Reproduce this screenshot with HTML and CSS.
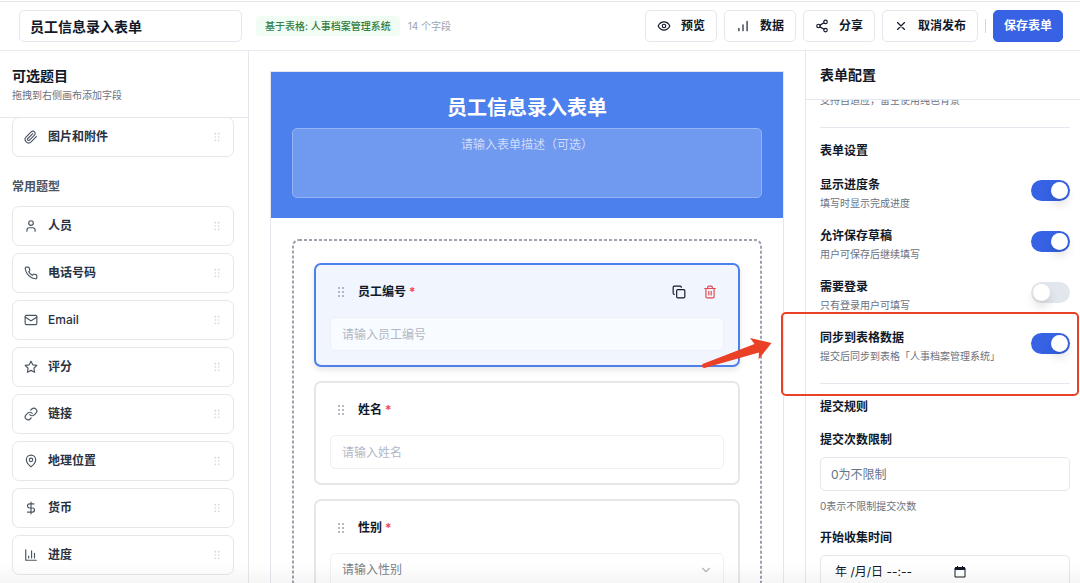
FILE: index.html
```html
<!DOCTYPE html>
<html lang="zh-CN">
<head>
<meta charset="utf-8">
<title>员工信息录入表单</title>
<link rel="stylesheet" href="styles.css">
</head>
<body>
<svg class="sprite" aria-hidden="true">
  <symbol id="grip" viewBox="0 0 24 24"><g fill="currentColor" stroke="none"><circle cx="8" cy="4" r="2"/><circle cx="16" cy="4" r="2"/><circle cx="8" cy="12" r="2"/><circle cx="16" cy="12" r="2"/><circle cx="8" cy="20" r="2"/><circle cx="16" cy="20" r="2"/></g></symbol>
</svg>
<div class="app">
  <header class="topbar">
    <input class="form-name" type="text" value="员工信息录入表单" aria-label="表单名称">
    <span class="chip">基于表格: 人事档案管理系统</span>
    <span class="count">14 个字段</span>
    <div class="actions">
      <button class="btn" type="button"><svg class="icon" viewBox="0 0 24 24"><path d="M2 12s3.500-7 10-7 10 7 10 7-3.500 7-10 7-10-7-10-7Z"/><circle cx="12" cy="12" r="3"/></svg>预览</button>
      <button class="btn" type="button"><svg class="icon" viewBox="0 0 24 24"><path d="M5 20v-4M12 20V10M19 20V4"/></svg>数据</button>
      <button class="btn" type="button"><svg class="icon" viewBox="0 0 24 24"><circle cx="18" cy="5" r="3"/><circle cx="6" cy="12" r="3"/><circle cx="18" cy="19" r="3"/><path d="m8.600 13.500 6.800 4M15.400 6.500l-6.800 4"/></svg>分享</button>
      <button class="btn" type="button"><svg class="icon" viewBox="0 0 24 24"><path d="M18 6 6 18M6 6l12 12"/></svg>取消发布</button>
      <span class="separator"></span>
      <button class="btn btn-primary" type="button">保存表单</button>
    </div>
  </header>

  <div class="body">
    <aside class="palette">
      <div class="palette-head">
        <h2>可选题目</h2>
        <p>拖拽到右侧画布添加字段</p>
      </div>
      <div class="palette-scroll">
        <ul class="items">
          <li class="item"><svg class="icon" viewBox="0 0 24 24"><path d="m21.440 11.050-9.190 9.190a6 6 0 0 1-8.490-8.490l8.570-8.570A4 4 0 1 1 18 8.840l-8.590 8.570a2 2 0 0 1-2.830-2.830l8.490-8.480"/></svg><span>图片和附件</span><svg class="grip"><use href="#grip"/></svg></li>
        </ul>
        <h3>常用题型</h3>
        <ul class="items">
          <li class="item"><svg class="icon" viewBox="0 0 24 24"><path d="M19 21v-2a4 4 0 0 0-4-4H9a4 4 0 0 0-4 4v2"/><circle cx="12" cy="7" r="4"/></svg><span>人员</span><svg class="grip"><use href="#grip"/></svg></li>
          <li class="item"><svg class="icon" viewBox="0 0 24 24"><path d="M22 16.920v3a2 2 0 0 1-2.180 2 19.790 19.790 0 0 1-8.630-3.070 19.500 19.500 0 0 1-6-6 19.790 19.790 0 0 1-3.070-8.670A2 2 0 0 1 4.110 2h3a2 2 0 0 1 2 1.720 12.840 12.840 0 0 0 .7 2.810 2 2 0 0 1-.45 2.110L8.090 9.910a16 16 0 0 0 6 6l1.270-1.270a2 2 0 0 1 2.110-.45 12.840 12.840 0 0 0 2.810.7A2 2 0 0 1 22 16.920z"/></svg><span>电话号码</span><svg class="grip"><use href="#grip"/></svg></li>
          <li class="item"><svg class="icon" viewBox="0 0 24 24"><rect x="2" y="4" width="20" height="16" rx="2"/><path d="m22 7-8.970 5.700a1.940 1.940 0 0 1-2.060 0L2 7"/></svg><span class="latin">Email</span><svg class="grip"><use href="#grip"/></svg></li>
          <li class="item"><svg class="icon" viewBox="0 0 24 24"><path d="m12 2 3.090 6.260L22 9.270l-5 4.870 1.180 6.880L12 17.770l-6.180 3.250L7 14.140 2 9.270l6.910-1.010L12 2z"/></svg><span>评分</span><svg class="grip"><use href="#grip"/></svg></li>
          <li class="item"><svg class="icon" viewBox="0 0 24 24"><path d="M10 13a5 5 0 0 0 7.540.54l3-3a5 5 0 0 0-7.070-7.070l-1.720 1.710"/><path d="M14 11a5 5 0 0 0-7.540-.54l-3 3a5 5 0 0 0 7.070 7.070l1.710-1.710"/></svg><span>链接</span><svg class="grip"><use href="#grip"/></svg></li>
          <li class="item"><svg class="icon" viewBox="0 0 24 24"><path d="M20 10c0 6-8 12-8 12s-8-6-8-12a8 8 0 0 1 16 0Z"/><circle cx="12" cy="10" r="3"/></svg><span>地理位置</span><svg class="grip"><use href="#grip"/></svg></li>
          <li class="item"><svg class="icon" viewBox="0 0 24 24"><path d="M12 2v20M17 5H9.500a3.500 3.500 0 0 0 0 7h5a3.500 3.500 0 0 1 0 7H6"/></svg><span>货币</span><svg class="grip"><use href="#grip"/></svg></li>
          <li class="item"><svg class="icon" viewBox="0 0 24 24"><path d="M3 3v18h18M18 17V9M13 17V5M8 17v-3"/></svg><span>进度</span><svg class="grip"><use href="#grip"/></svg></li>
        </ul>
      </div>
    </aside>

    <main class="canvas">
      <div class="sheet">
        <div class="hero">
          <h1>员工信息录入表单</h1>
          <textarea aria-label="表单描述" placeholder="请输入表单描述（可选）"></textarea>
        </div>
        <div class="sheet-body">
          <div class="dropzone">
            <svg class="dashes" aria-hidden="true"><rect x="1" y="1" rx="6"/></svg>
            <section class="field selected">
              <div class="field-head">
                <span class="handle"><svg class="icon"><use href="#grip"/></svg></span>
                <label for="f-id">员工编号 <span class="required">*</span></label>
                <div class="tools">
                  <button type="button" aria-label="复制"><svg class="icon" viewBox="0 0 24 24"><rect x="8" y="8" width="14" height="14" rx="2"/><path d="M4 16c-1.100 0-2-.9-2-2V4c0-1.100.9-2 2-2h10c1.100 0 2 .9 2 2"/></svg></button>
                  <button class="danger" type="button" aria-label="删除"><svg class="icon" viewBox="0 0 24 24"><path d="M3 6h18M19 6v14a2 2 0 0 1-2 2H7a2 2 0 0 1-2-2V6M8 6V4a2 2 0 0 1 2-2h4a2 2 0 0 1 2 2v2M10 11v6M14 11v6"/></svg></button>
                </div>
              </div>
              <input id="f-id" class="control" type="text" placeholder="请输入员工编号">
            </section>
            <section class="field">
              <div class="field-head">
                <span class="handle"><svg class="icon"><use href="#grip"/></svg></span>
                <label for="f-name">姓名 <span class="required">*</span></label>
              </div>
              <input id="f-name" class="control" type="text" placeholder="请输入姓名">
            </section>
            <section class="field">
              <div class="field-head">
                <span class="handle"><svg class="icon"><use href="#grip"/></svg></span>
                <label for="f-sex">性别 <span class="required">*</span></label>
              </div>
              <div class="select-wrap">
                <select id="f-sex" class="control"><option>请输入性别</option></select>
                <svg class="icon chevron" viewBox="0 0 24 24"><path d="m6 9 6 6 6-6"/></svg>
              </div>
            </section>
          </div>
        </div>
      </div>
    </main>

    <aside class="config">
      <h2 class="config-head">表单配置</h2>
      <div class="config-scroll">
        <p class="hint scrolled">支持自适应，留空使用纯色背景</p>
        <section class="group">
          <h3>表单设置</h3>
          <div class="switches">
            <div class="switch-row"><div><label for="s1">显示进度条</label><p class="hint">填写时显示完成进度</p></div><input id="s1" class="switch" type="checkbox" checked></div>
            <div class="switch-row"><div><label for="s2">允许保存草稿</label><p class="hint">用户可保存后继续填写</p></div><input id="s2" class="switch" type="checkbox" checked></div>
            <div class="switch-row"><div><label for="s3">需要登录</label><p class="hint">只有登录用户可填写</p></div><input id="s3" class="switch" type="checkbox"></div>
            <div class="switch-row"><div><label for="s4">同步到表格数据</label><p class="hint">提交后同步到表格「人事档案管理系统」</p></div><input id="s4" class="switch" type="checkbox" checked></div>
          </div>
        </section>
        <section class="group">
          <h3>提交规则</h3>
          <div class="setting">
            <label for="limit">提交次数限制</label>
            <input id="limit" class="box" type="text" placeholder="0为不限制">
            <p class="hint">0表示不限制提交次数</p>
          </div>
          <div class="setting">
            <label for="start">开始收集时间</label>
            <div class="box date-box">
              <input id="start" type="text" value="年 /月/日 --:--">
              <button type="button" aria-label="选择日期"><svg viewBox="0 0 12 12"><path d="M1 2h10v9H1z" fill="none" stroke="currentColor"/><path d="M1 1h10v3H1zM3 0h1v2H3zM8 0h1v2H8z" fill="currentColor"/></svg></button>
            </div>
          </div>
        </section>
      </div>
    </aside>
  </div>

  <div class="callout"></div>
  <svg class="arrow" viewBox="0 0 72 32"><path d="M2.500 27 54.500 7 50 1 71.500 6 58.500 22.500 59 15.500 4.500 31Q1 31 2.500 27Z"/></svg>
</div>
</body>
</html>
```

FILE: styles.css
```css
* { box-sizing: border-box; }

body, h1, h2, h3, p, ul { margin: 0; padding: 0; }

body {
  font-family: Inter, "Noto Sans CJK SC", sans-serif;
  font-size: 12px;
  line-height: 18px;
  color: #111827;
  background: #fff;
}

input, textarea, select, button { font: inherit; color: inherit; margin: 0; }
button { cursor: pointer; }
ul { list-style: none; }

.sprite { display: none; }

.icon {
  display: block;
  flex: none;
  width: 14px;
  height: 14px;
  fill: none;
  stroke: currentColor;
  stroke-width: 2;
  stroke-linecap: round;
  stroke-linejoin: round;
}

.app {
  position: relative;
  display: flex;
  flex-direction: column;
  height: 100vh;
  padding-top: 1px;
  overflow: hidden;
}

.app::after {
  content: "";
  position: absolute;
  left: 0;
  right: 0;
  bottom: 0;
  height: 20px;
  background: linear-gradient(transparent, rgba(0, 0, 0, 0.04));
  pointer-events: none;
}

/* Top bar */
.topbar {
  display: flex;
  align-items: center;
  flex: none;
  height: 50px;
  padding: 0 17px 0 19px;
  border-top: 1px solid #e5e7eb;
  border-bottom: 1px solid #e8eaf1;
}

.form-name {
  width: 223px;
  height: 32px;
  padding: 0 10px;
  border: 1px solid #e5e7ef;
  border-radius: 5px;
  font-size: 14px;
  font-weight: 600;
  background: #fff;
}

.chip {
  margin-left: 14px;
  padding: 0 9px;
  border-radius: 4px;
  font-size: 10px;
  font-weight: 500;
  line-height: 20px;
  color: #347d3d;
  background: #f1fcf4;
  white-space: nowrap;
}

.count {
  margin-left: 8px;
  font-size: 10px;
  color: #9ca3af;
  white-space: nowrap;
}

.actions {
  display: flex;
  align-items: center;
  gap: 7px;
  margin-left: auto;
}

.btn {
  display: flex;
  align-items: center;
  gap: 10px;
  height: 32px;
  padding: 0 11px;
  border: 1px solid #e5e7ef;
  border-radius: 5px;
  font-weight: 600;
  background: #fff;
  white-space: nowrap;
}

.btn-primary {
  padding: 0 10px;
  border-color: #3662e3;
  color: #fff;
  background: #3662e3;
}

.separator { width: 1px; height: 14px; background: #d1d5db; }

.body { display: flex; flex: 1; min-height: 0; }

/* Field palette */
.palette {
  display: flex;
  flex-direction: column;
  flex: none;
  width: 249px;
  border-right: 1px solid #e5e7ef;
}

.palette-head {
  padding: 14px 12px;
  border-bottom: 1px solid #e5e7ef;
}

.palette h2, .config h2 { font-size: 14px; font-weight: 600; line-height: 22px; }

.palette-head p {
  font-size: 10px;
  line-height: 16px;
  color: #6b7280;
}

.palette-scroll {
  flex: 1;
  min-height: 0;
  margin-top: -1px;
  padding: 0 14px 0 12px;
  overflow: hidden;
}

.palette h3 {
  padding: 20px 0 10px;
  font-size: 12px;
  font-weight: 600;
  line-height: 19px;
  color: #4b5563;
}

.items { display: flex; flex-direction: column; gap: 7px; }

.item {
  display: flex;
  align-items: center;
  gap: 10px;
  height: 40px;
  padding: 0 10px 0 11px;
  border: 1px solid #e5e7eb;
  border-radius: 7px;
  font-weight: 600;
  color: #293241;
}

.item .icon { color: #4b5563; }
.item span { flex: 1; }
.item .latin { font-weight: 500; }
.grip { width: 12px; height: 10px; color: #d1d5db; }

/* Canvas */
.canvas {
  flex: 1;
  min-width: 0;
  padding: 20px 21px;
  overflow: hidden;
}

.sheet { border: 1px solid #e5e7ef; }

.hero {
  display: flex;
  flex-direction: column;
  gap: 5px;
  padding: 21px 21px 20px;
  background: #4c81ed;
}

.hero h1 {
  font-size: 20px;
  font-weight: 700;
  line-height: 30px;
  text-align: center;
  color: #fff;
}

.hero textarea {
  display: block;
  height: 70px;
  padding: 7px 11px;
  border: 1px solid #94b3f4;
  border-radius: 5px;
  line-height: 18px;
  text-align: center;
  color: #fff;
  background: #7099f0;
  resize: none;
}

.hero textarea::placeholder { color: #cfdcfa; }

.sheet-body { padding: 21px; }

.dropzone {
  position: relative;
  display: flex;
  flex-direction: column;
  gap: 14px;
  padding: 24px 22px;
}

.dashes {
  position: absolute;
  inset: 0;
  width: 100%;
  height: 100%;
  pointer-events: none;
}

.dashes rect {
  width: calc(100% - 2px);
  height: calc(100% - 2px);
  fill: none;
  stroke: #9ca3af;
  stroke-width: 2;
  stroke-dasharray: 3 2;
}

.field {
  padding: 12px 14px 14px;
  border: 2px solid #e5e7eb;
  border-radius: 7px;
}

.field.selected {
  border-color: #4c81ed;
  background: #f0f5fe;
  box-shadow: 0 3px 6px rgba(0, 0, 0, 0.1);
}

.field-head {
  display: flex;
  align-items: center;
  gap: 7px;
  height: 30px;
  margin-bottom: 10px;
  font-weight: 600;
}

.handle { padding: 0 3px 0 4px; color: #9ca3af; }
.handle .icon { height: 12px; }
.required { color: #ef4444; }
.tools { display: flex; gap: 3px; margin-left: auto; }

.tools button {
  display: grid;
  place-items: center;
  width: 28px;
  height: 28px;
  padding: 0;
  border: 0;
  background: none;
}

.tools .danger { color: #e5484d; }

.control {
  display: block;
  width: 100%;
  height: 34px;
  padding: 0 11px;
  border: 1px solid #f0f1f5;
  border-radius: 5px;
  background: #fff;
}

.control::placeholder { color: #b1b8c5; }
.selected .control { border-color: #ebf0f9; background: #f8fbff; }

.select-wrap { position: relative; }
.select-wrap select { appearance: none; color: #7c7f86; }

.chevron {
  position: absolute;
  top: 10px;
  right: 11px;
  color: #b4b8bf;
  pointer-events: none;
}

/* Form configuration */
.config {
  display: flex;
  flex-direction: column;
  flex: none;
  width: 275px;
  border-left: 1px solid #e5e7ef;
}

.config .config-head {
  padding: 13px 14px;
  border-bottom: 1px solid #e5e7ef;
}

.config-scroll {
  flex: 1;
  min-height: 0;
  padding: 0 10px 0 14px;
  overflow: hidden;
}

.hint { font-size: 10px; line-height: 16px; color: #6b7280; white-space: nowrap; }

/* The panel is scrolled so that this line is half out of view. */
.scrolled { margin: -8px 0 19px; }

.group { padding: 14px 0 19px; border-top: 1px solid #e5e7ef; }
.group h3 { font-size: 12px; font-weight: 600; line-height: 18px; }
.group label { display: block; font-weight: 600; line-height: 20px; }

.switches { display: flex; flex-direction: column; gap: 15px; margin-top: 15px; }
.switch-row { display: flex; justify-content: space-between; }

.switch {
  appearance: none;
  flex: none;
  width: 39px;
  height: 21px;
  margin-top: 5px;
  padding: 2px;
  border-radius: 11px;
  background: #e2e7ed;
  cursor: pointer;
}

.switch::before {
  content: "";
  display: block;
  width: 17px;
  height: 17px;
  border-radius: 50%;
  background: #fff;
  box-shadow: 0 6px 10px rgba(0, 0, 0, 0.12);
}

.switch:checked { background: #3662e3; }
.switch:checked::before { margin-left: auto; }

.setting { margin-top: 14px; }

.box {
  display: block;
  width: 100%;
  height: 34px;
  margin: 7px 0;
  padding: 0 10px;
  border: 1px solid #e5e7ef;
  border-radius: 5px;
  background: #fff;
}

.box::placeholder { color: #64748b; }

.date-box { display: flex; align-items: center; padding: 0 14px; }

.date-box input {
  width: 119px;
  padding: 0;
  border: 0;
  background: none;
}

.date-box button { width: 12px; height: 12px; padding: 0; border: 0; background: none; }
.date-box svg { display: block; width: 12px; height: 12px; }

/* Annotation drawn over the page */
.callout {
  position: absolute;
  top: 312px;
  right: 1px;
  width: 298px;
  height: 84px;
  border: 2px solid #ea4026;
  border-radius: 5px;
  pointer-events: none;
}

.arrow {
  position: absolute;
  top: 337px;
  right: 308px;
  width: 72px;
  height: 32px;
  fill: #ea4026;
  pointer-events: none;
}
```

▶ [TO BE DONE]: Look through the data above. Copy every line with the string "this" in it.

▶ [THE REPLY]:
Reproduce this screenshot with HTML and CSS.
/* The panel is scrolled so that this line is half out of view. */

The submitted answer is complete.